** start DATASET SECTION **
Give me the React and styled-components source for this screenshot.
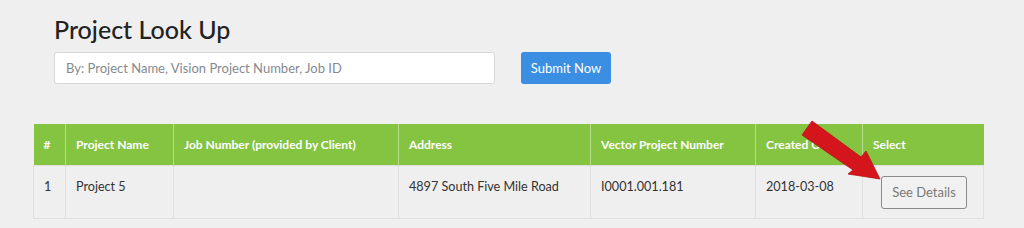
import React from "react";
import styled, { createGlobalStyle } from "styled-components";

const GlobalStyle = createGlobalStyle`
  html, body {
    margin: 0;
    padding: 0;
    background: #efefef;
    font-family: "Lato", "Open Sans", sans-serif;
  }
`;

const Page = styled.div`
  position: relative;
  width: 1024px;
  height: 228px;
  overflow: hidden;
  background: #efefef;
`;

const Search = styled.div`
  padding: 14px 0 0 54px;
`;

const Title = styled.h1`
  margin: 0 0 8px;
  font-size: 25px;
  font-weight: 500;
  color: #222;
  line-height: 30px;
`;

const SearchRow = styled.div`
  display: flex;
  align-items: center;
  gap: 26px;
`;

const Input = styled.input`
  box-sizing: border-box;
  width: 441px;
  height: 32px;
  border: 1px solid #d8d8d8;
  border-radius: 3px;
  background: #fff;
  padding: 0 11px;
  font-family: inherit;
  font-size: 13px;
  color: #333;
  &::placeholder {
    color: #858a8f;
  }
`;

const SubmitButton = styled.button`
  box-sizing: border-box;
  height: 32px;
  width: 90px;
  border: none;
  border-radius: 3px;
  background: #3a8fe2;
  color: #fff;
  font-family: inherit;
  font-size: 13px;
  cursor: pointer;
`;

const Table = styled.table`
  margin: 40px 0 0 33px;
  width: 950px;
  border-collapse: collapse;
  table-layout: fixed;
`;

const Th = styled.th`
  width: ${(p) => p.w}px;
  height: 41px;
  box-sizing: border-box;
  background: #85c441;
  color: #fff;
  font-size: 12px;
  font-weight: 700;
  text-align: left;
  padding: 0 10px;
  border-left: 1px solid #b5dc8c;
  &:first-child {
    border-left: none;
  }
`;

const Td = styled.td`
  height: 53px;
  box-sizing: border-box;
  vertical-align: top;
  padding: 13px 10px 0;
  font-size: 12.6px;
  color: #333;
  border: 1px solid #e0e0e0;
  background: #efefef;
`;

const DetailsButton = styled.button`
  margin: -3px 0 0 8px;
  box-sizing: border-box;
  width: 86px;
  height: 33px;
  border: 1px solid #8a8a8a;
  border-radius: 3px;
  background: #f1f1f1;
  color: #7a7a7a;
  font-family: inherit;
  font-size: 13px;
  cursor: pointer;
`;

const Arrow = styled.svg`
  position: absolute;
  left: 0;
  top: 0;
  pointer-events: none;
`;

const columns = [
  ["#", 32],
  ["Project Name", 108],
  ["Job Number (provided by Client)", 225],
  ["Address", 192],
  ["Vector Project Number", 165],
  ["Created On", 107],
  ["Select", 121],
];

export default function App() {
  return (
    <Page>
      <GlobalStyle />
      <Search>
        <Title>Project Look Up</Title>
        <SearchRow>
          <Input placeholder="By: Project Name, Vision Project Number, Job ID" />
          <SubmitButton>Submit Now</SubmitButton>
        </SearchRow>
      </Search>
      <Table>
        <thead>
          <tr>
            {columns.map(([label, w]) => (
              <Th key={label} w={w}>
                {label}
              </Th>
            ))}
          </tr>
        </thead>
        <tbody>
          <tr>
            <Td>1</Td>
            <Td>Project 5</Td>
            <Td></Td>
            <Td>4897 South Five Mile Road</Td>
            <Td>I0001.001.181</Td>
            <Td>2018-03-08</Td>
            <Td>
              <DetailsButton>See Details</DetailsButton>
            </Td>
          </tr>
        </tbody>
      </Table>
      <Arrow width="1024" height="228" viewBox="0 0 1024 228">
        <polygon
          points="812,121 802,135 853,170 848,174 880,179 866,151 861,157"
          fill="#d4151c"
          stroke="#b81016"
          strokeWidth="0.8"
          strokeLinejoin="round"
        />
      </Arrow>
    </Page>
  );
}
** end DATASET SECTION **
*STATED EXERCISE*
Output an exact copy of the material, with the pictures removed.

*EXPECTED ANSWER*
Give me the React and styled-components source for this screenshot.
import React from "react";
import styled, { createGlobalStyle } from "styled-components";

const GlobalStyle = createGlobalStyle`
  html, body {
    margin: 0;
    padding: 0;
    background: #efefef;
    font-family: "Lato", "Open Sans", sans-serif;
  }
`;

const Page = styled.div`
  position: relative;
  width: 1024px;
  height: 228px;
  overflow: hidden;
  background: #efefef;
`;

const Search = styled.div`
  padding: 14px 0 0 54px;
`;

const Title = styled.h1`
  margin: 0 0 8px;
  font-size: 25px;
  font-weight: 500;
  color: #222;
  line-height: 30px;
`;

const SearchRow = styled.div`
  display: flex;
  align-items: center;
  gap: 26px;
`;

const Input = styled.input`
  box-sizing: border-box;
  width: 441px;
  height: 32px;
  border: 1px solid #d8d8d8;
  border-radius: 3px;
  background: #fff;
  padding: 0 11px;
  font-family: inherit;
  font-size: 13px;
  color: #333;
  &::placeholder {
    color: #858a8f;
  }
`;

const SubmitButton = styled.button`
  box-sizing: border-box;
  height: 32px;
  width: 90px;
  border: none;
  border-radius: 3px;
  background: #3a8fe2;
  color: #fff;
  font-family: inherit;
  font-size: 13px;
  cursor: pointer;
`;

const Table = styled.table`
  margin: 40px 0 0 33px;
  width: 950px;
  border-collapse: collapse;
  table-layout: fixed;
`;

const Th = styled.th`
  width: ${(p) => p.w}px;
  height: 41px;
  box-sizing: border-box;
  background: #85c441;
  color: #fff;
  font-size: 12px;
  font-weight: 700;
  text-align: left;
  padding: 0 10px;
  border-left: 1px solid #b5dc8c;
  &:first-child {
    border-left: none;
  }
`;

const Td = styled.td`
  height: 53px;
  box-sizing: border-box;
  vertical-align: top;
  padding: 13px 10px 0;
  font-size: 12.6px;
  color: #333;
  border: 1px solid #e0e0e0;
  background: #efefef;
`;

const DetailsButton = styled.button`
  margin: -3px 0 0 8px;
  box-sizing: border-box;
  width: 86px;
  height: 33px;
  border: 1px solid #8a8a8a;
  border-radius: 3px;
  background: #f1f1f1;
  color: #7a7a7a;
  font-family: inherit;
  font-size: 13px;
  cursor: pointer;
`;

const Arrow = styled.svg`
  position: absolute;
  left: 0;
  top: 0;
  pointer-events: none;
`;

const columns = [
  ["#", 32],
  ["Project Name", 108],
  ["Job Number (provided by Client)", 225],
  ["Address", 192],
  ["Vector Project Number", 165],
  ["Created On", 107],
  ["Select", 121],
];

export default function App() {
  return (
    <Page>
      <GlobalStyle />
      <Search>
        <Title>Project Look Up</Title>
        <SearchRow>
          <Input placeholder="By: Project Name, Vision Project Number, Job ID" />
          <SubmitButton>Submit Now</SubmitButton>
        </SearchRow>
      </Search>
      <Table>
        <thead>
          <tr>
            {columns.map(([label, w]) => (
              <Th key={label} w={w}>
                {label}
              </Th>
            ))}
          </tr>
        </thead>
        <tbody>
          <tr>
            <Td>1</Td>
            <Td>Project 5</Td>
            <Td></Td>
            <Td>4897 South Five Mile Road</Td>
            <Td>I0001.001.181</Td>
            <Td>2018-03-08</Td>
            <Td>
              <DetailsButton>See Details</DetailsButton>
            </Td>
          </tr>
        </tbody>
      </Table>
      <Arrow width="1024" height="228" viewBox="0 0 1024 228">
        <polygon
          points="812,121 802,135 853,170 848,174 880,179 866,151 861,157"
          fill="#d4151c"
          stroke="#b81016"
          strokeWidth="0.8"
          strokeLinejoin="round"
        />
      </Arrow>
    </Page>
  );
}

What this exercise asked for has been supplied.